La révision constitutionnelle devient, en lʹoccurrence, synonyme de volonté déloyale de modifier les règles du jeu politique à des fins de conservation du pouvoir, de toujours renforcer les pouvoirs des chefs dʹEtat en place, qui sʹappuient eux-mêmes sur des majorités promptes à acquiescer leurs projets. Ce caractère de révisions porte très souvent ou dans la plupart de cas sur le mandat présidentiel et sur la restriction des libertés de lʹopposition, voire sur les modes scrutins. A titre d’exemple : le 4 avril 2008, Paul Biya, président de la République du Cameroun, a déposé sur le bureau de l’Assemblée Nationale, conformément à l’article 63 (1) de la Constitution de 1996, le projet de loi n° 819/PJL/AN visant à modifier et à compléter certaines dispositions de la constitution du 18 janvier 1996.

Après des mois de controverse, le pouvoir de révision souverain est revenu aux députés favorables à son parti politique, avec dans le fond : lʹidée que la constitution «ne sert à rien». «Et de ce fait, chaque fois quʹun des pouvoirs dans lʹEtat jouit dʹune position hégémonique, la constitution est mise en veilleuse ou en sommeil.Tout cet amalgame décrié, fait que les constitutions soient instables et parfois mises en veilleuse par les dirigeants. Ceci pousse les constitutionnalistes africains à les qualifier de constitutions de façade, de coquilles vides, de panier à crabe. Le texte constitutionnel apparait comme un instrument de stratégie politique quʹun code contraignant et formaliste», explique le Pr Bonaventure Ella. Ces comportements des dirigeants politiques africains ont une origine traditionnelle.
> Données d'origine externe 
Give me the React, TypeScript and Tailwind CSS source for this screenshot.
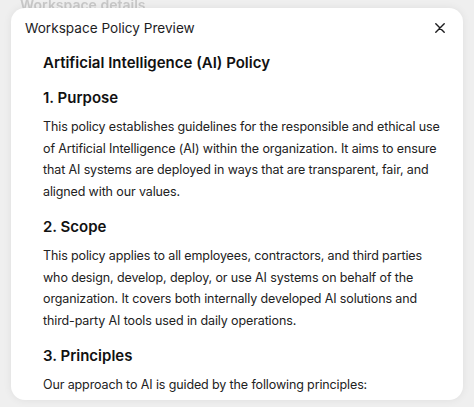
import React from 'react';

const sections = [
    {
        title: '1. Purpose',
        body: 'This policy establishes guidelines for the responsible and ethical use of Artificial Intelligence (AI) within the organization. It aims to ensure that AI systems are deployed in ways that are transparent, fair, and aligned with our values.',
    },
    {
        title: '2. Scope',
        body: 'This policy applies to all employees, contractors, and third parties who design, develop, deploy, or use AI systems on behalf of the organization. It covers both internally developed AI solutions and third-party AI tools used in daily operations.',
    },
    {
        title: '3. Principles',
        body: 'Our approach to AI is guided by the following principles:',
    },
];

const App: React.FC = () => {
    return (
        <div className="relative h-[407px] w-[474px] overflow-hidden bg-[#efefef] font-['Inter',sans-serif] text-[#1d1d1f]">
            {/* Page behind the dialog (dimmed) */}
            <div className="flex flex-col gap-[14px] px-[20px] -mt-[6px] text-[#c8c8c8] blur-[0.5px]">
                <div className="text-[14px] font-semibold">Workspace details</div>
                <div className="flex justify-end pr-[2px] text-[11px]">lb</div>
                <div className="flex justify-end text-[11px] pt-[28px]">-4</div>
                <div className="flex justify-end text-[10px] pt-[210px]">i1</div>
            </div>

            {/* Dialog */}
            <div className="absolute left-[11px] top-[8px] flex h-[392px] w-[452px] flex-col overflow-hidden rounded-[14px] bg-white shadow-[0_0_8px_rgba(0,0,0,0.07)]">
                <div className="flex items-center justify-between pl-[14px] pr-[13px] pt-[10px]">
                    <h1 className="text-[13.6px] leading-[20px] text-[#1d1d1f]">Workspace Policy Preview</h1>
                    <button className="flex h-[20px] w-[20px] items-center justify-center text-[#1d1d1f]">
                        <svg width="10" height="10" viewBox="0 0 10 10" fill="none" stroke="currentColor" strokeWidth="1.4" strokeLinecap="round">
                            <path d="M0.8 0.8l8.4 8.4M9.2 0.8L0.8 9.2" />
                        </svg>
                    </button>
                </div>
                <div className="pl-[32px] pr-[19px] pt-[14px]">
                    <h2 className="text-[15px] font-semibold leading-[22px] text-[#111]">Artificial Intelligence (AI) Policy</h2>
                    {sections.map(s => (
                        <div key={s.title} className="mt-[13px]">
                            <h3 className="text-[15px] font-semibold leading-[22px] text-[#111]">{s.title}</h3>
                            <p className="mt-[7px] text-[12.5px] tracking-[-0.12px] leading-[21.7px] text-[#222]">{s.body}</p>
                        </div>
                    ))}
                </div>
            </div>
        </div>
    );
};

export default App;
«On croyait en finir, mais le type de pouvoir traditionnel continue à hanter les dirigeants africains. En mémoire, le chef traditionnel devait conserver son pouvoir jusquʹà son décès, afin de le transmettre par la procédure dynastique ou héréditaire à un des membres de la famille royale. Cette pratique presque déjà bannie revient sous une autre facette. Cependant, deux aspects entrent en corrélation dans cette partie dʹune révision interminable dans lʹEtat africain, il sʹagit bel et bien du nombre et de la durée du mandat présidentiel», tranche le sociologue Missé Missé.